▶ [GIVEN TASK] In the material below, find all lines with the string "this" and copy them.

Front-end source files
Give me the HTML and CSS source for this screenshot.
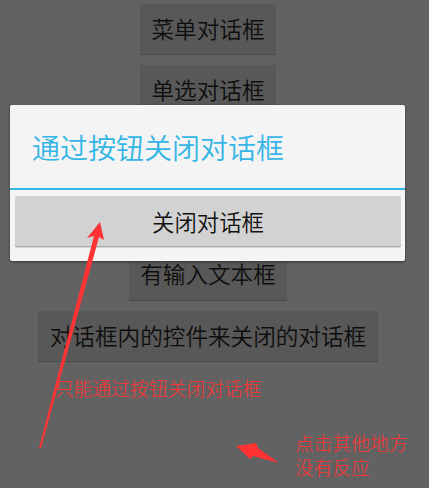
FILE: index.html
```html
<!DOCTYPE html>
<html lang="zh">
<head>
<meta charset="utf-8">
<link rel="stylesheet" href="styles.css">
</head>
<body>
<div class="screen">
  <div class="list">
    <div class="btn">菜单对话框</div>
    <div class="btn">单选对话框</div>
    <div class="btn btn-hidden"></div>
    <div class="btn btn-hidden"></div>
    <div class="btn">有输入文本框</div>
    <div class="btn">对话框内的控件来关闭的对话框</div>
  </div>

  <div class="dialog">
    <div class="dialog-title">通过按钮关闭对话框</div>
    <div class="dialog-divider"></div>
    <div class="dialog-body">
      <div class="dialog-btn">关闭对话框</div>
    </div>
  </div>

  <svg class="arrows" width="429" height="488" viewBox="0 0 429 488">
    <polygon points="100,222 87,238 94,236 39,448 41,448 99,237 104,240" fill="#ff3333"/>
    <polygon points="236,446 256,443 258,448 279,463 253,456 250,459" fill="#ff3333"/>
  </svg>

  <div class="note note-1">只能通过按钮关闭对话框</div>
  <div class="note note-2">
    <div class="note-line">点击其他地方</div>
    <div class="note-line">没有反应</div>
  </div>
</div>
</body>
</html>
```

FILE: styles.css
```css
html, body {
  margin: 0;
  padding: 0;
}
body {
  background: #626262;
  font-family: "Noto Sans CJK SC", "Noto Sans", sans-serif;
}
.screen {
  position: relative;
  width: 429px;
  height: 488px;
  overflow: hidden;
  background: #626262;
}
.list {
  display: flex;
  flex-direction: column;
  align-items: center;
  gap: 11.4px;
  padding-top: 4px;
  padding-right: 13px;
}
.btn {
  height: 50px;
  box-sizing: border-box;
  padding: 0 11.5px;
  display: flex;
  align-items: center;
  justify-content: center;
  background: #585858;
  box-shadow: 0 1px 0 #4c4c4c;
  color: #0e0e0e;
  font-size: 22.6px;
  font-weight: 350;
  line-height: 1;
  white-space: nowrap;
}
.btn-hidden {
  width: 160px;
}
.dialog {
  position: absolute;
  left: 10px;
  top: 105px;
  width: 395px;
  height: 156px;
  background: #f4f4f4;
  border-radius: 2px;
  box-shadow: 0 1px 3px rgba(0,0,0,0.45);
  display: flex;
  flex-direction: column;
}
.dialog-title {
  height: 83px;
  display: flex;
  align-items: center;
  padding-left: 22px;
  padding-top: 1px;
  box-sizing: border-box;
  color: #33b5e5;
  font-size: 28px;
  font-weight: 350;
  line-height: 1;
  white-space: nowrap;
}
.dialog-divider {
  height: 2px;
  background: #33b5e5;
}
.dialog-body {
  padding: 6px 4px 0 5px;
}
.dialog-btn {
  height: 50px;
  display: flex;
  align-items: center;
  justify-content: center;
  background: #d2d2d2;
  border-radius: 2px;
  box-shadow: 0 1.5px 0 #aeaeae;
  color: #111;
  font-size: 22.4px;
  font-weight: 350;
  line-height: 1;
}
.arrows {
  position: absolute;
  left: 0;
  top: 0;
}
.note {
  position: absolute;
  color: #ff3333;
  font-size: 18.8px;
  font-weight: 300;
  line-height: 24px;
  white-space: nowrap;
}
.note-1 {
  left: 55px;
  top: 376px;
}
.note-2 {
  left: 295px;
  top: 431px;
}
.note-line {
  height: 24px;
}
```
...
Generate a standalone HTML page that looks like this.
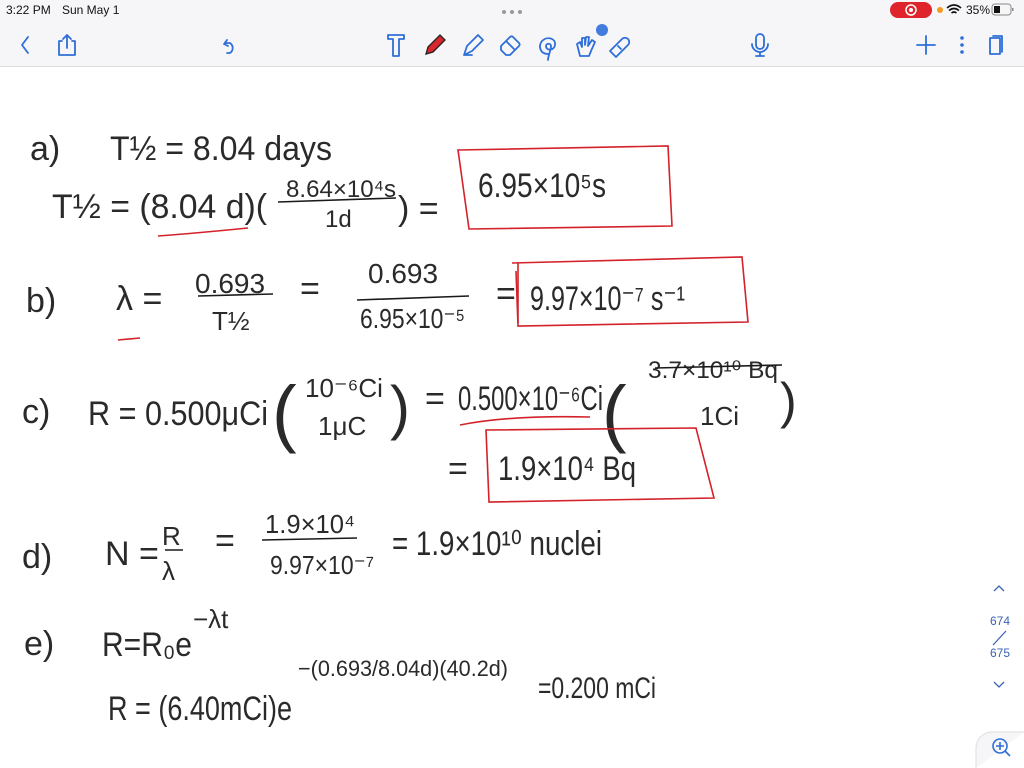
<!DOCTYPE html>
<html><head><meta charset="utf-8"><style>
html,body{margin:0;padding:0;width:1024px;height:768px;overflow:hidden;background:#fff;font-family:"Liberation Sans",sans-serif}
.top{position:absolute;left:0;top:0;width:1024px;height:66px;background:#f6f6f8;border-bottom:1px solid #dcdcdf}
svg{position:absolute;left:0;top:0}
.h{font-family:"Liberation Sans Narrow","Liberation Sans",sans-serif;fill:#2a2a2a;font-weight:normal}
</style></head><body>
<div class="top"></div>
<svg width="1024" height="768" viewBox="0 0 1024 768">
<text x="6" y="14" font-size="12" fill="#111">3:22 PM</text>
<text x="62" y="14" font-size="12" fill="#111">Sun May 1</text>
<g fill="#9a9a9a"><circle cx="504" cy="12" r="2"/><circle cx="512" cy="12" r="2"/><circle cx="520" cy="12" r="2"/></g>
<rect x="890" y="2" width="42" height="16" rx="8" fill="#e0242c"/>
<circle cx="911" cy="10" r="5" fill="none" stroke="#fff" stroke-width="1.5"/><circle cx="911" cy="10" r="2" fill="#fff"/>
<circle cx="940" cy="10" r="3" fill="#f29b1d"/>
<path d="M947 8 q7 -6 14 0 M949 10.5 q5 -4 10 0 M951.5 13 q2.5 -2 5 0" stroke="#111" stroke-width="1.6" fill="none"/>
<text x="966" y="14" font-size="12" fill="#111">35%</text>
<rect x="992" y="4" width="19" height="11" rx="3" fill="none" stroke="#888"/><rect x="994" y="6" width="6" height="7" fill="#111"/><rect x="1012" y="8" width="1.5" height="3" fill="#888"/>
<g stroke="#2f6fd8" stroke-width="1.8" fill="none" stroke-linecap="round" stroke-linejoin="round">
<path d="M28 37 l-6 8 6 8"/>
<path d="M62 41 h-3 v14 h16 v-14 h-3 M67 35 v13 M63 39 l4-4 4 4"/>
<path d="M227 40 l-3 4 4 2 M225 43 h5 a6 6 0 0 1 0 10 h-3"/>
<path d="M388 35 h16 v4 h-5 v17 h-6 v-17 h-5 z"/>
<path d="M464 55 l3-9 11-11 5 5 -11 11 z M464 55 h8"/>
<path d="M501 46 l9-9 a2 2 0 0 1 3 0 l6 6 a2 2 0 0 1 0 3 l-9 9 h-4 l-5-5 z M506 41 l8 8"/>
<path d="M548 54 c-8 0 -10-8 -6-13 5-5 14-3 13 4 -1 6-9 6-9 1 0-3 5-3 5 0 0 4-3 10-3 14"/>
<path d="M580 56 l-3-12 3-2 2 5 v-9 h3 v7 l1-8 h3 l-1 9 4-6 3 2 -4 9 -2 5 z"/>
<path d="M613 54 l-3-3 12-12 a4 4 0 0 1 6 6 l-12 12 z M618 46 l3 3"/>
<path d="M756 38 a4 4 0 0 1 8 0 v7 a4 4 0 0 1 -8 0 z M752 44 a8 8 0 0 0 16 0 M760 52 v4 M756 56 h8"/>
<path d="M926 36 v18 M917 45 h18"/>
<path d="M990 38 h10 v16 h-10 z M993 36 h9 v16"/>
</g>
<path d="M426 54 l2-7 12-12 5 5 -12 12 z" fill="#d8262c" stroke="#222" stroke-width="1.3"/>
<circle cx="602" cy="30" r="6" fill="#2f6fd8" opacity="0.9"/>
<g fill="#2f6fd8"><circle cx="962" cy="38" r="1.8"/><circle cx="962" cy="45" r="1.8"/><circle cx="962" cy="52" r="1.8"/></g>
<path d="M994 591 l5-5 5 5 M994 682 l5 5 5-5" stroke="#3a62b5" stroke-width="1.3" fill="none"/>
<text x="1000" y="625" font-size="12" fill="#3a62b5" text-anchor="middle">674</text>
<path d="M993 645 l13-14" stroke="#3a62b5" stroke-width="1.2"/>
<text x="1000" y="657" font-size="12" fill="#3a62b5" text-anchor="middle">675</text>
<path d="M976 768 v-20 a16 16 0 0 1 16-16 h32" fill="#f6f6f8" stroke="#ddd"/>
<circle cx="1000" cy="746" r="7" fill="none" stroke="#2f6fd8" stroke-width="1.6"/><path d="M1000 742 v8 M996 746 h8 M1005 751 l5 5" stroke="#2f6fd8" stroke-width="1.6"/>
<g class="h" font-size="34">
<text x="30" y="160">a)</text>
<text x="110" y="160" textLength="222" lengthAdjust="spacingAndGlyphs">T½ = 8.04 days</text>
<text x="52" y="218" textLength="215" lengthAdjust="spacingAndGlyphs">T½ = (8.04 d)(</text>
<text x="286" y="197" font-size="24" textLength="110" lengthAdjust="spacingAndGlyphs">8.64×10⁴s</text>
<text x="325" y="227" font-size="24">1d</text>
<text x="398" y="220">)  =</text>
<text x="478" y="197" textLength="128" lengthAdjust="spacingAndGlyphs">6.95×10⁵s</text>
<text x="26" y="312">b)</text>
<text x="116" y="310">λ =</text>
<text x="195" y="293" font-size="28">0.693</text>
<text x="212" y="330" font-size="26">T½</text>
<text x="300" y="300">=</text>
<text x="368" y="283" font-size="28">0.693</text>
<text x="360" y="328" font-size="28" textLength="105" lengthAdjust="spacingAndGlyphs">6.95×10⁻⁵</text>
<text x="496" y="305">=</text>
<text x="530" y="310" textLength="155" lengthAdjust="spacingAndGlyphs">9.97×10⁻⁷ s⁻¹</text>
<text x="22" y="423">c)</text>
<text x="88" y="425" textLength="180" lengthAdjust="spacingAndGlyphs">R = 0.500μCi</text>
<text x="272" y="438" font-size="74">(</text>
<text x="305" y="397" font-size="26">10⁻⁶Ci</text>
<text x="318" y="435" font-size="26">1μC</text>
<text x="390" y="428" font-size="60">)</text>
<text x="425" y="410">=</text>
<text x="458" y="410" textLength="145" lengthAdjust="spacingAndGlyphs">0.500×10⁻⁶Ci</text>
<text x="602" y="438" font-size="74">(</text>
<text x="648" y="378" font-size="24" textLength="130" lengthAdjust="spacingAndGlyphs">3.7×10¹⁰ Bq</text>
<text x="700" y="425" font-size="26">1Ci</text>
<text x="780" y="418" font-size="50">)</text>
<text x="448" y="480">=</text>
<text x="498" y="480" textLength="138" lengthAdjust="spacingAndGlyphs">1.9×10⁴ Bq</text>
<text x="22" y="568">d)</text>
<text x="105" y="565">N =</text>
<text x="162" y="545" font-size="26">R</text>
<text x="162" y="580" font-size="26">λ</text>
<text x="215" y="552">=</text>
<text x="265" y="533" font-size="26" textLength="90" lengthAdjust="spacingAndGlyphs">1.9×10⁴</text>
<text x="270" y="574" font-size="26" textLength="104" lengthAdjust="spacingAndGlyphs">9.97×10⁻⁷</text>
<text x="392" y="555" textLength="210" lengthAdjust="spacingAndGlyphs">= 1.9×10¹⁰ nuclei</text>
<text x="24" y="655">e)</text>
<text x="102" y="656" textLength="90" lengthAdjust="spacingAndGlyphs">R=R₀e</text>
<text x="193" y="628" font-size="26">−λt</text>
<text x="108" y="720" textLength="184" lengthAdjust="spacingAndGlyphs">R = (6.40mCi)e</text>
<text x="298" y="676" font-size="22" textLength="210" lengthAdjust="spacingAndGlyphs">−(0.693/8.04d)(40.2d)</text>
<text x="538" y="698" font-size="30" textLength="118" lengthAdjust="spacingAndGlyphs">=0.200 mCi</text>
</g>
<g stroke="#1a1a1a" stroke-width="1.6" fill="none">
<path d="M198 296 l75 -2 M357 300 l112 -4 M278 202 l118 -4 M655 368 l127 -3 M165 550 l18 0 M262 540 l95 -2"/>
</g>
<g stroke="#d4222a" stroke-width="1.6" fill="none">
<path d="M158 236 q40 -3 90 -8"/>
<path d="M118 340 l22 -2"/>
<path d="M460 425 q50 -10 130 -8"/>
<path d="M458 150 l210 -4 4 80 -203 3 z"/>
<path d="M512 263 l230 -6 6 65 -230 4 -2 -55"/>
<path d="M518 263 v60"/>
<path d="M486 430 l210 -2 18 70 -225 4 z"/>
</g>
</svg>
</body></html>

▶ [SOLUTION TO THE PROBLEM]
Give me the HTML and CSS source for this screenshot.
Generate a standalone HTML page that looks like this.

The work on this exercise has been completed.